Syria's President, Shukri al-Kuwatli, was briefly imprisoned, but then released into exile in Egypt. Al-Za'im also imprisoned many political leaders, such as Munir al-Ajlani, whom he accused of conspiring to overthrow the republic. The coup was carried out with discreet backing of the American embassy, and possibly assisted by the Syrian Social Nationalist Party, although al-Za'im himself is not known to have been a member. Among the officers that assisted al-Za'im's takeover was Adib al-Shishakli and Sami al-Hinnawi, both of whom would later become military leaders of the country.
Al-Za'im's takeover, the first military coup in the history of Syria, would have lasting effects, as it shattered the country's fragile and flawed democratic rule, and set off a series of increasingly violent military revolts. Two more would follow in August and December 1949.
Regime
His secular policies and proposals for the emancipation of women through granting them the vote and suggesting they should give up the Islamic practice of veiling, created a stir among Muslim religious leaders (Women's suffrage was only achieved during the third civilian administration of Hashim al-Atassi, a staunch opponent of military rule). Raising taxes also aggrieved businessmen, and Arab nationalists were still smouldering over his signing of a cease-fire with Israel, as well as his deals with US oil companies for building the Trans-Arabian Pipeline. He made a peace overture to Israel offering to settle 300,000 Palestinian refugees in Syria, in exchange for border modifications along the cease fire line and half of Lake Tiberias. Settling the refugees was made conditional on sufficient outside assistance for the Syrian economy. The overture was answered very slowly by Tel Aviv and not treated seriously.
Lacking popular support, al-Za'im was overthrown after just four and a half months by his colleagues, al-Shishakli and al-Hinnawi. As al-Hinnawi took power as leader of a military junta, Husni al-Za'im was swiftly spirited away to Mezze prison in Damascus, and executed along with Prime Minister Muhsin al-Barazi.
Social
al-Za'im worked hard to abolish wearing the fez, claiming that it was outdated headwear taken from the days of the Ottoman Empire. He is credited for giving support to women's the right to vote and run for public office in Syria. The law had been debated at the Syrian Parliament since 1920 and no leader dared to support it, except Zaim.

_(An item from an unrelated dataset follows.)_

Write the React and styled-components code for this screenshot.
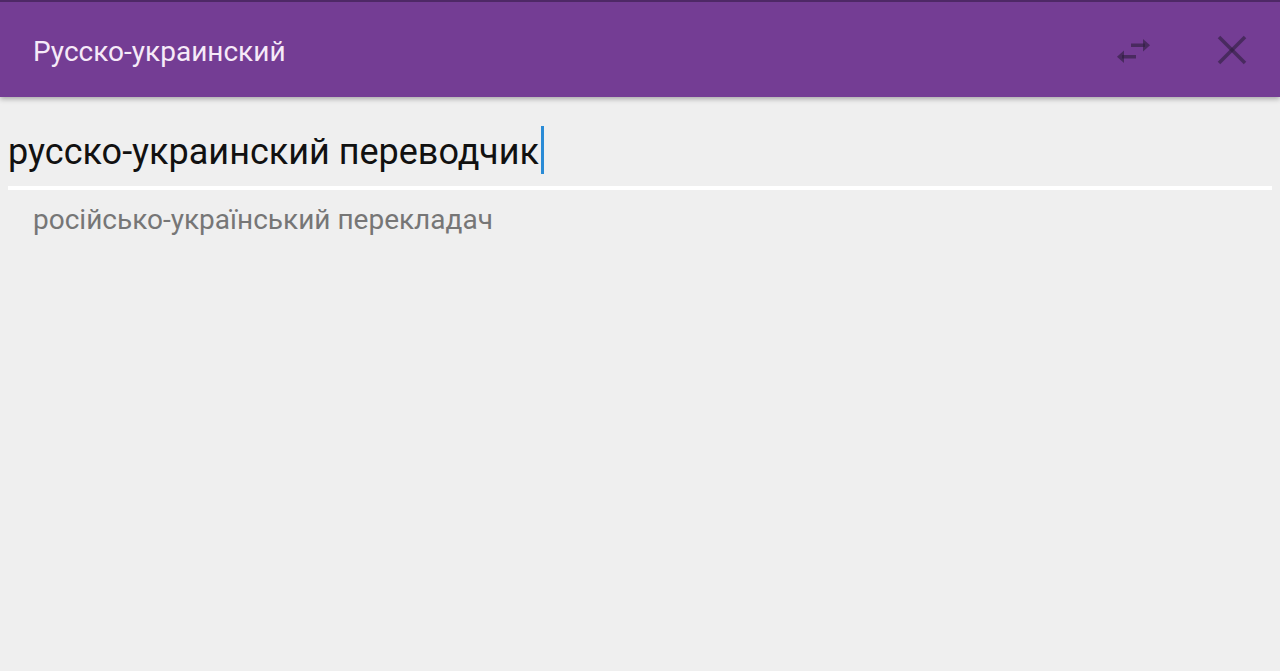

Once, senior Muslim clerics demanded an audience with the president, objecting to the increasingly liberal lifestyle being promoted by Syrian women. One issue of particular concern was the mixing of men and women at the Grand Hotel in Bludan.
Zaim said yes, granting them an audience at the same hotel. When the clerics walked in that evening, he had them seated around a dining table, then snapped at one of the waiters, "Please prepare dinner, bring the whiskey, and call in the dancing girls!" Zaim looked back at his guests, who were horrified at his attitude, and no longer dared demand enforcement of Islamic codes. During the 137 days of his rule in Syria, however, Husni al-Za'im never executed anybody. He did have creative ways of punishing those who disobeyed him, however. When the quality of bread dropped to unacceptable levels, Zaim ordered all bakers to walk on the gravel, barefoot, until blood flowed from their feet.
Family
Husni al-Za’im's wife Nouran, was the first lady of Syria from April to August 1949. The marriage took place in 1947, two years before Husni al-Zaim became President of the Republic. In order to please his young wife, Zaim asked her 11-year-old sister Kariman to live with them in Damascus. He treated her as a sister as well, and sent her to the Lycee Laique (one of the finest preparatory high schools in town). Another sister Orfan, would visit them often, and took up the habit of playing with a guard, Abdel Hamid Sarraj (the chief of security at the president's office who went on to become head of the intelligence bureau and minister of interior during the union years with Egypt 1958–1961).
During the incidence of al-Za'im's arrest, and when the guards came to arrest him, Zaim got dressed and said goodbye to his pregnant wife. "Relax" he asked her, "I will be back soon to receive our first baby together!" Niveen (his daughter) said, "My mother and aunt told me that the couch they had been sitting on was riddled with bullets. Sarraj knew in advance that an attack was coming and told them to go upstairs to keep them from harm's way." Less than a week before the coup—which led to the execution of Za'im and his Prime Minister Muhsen al-Barazi—Nouran's cousins came to him, saying that they had confirmed intelligence information, saying that Sami al-Hinnawi (his comrade from the war of 1948) was planning to have him killed. Zaim summoned Hinnawi and directly asked, "Sami, my brothers-in-law are telling me you want to kill me?" Hinnawi replied, "Impossible. How can I kill my leader and friend?" After the president was arrested on 14 August, Nouran and her sister were kept under house arrest for an entire week. "No food was brought into the house," said Niveen. A Senegalese guard tried helping them by passing his own food through the window.